La historia juzgará al actual gobierno de Barcelona por su gestión para superar las consecuencias del coronavirus. Es el momento de endeudarse, pero también de recuperar la ambición y de priorizar el interés global a los deseos partidistas. La denominada ciudad de los prodigios es, hoy, una ciudad con muchos tics provincianos, acomplejada, capaz de despreciar un proyecto tan ambicioso e ilusionante como el Hermitage.

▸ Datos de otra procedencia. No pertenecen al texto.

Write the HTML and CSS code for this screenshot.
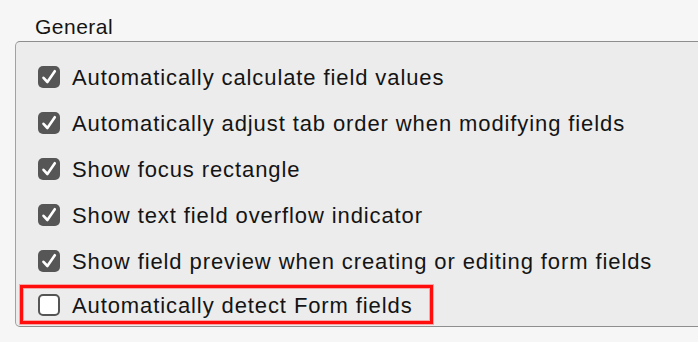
FILE: index.html
```html
<!DOCTYPE html>
<html>
<head>
<meta charset="utf-8">
<link rel="stylesheet" href="styles.css">
</head>
<body>
<div class="legend">General</div>
<div class="group">
  <div class="row"><span class="cb on"><svg viewBox="0 0 22 22"><path d="M5.5 11.8 L9.4 16 L16.8 5.2" /></svg></span><span class="label">Automatically calculate field values</span></div>
  <div class="row"><span class="cb on"><svg viewBox="0 0 22 22"><path d="M5.5 11.8 L9.4 16 L16.8 5.2" /></svg></span><span class="label">Automatically adjust tab order when modifying fields</span></div>
  <div class="row"><span class="cb on"><svg viewBox="0 0 22 22"><path d="M5.5 11.8 L9.4 16 L16.8 5.2" /></svg></span><span class="label">Show focus rectangle</span></div>
  <div class="row"><span class="cb on"><svg viewBox="0 0 22 22"><path d="M5.5 11.8 L9.4 16 L16.8 5.2" /></svg></span><span class="label">Show text field overflow indicator</span></div>
  <div class="row"><span class="cb on"><svg viewBox="0 0 22 22"><path d="M5.5 11.8 L9.4 16 L16.8 5.2" /></svg></span><span class="label">Show field preview when creating or editing form fields</span></div>
  <div class="row highlight"><span class="cb off"></span><span class="label">Automatically detect Form fields</span></div>
</div>
</body>
</html>
```
FILE: styles.css
```css
html, body {
  margin: 0;
  padding: 0;
  background: #f6f6f6;
  font-family: "Liberation Sans", Arial, sans-serif;
  color: #141414;
  overflow: hidden;
}
.legend {
  font-size: 21px;
  letter-spacing: 0.5px;
  height: 41px;
  line-height: 22px;
  padding-left: 35px;
  padding-top: 16px;
  box-sizing: border-box;
}
.group {
  margin-left: 15px;
  height: 286px;
  box-sizing: border-box;
  border: 1px solid #a2a2a2;
  border-top-color: #8e8e8e;
  border-bottom-color: #8e8e8e;
  border-right: none;
  border-radius: 5px 0 0 5px;
  background: #ececec;
  padding-top: 12px;
}
.row {
  display: flex;
  align-items: center;
  height: 46px;
  padding-left: 22px;
}
.cb {
  width: 22px;
  height: 22px;
  border-radius: 5px;
  box-sizing: border-box;
  flex: none;
  display: flex;
}
.cb.on {
  background: #565656;
}
.cb.on svg {
  width: 22px;
  height: 22px;
}
.cb.on path {
  fill: none;
  stroke: #ffffff;
  stroke-width: 2.6;
  stroke-linecap: round;
  stroke-linejoin: round;
}
.cb.off {
  background: #ffffff;
  border: 2px solid #555555;
}
.label {
  font-size: 22px;
  letter-spacing: 0.9px;
  margin-left: 12px;
  white-space: nowrap;
  line-height: 26px;
  padding-top: 2px;
}
.highlight {
  height: 39px;
  width: 413px;
  box-sizing: border-box;
  margin-left: 4px;
  margin-top: 1px;
  padding-left: 15px;
  border: 3px solid #ff0d0d;
  box-shadow: 0 0 0 1px rgba(255, 110, 110, 0.55), inset 0 0 0 1px rgba(255, 110, 110, 0.55);
}
```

Los recelos de los comunes, sus fobias, desgraciadamente, son normales. Van con la etiqueta. La misma formación que despotricaba contra el Mobile y la Agencia Europea del Medicamento reniega ahora del Hermitage con la excusa de que se trata de un proyecto “para un solo público”, según Janet Sanz, una teniente de alcalde que va como una moto pese a su total desprecio de la industria automovilística.
Sanz hace un ejercicio de funambulismo cuando habla del Hermitage, tal vez porque su metedura de pata con el futuro de Nissan fue de campeonato. No le gusta el debate sobre la pinacoteca ni su impacto en la ciudad. Ni le interesan los puestos de trabajo ni le importa la imagen de Barcelona. La contaminación es su monotema.
Más escondido está Jaume Collboni, el líder del PSC en el Ayuntamiento de Barcelona. El Hermitage incomoda a los socialistas, preocupados por evitar un choque con los comunes en un tema con sensibilidades distintas. Figura clave en la recuperación económica de la ciudad con el acuerdo sobre las tasas de las terrazas y el nuevo presupuesto, Collboni opta por un perfil muy bajo en su negativa a la filial del prestigioso museo de San Petersburgo. El PSC, históricamente, se movía en otra dirección.
El debate del Hermitage también constata la empanada de ERC, de un Ernest Maragall imprevisible que parece no haberse recuperado del golpe que supuso el pacto de gobierno entre comunes y socialistas. Su abstención retrata una oposición tibia y servil, alejada de las críticas de su antecesor, Alfred Bosch, mucho más combativo en sus desavenencias con Colau y compañía.
Barcelona pel Canvi, Ciutadans, Junts per Catalunya y PP se postularon a favor del Hermitage, un proyecto de ciudad que los comunes han dotado de una absurda carga ideológica. Colau ha ganado una guerra que pierde Barcelona y el sentido común. Con ella en la alcaldía, la ciudad encoge y poco queda del espíritu olímpico del 92. Un legado que ella misma despreció hace tres años, más preocupada por otorgar contratos a dedo a entidades amigas que por repensar una Barcelona poderosa y capital de una gran metrópoli. Con Colau y sin Hermitage, la Barcelona pinta mal.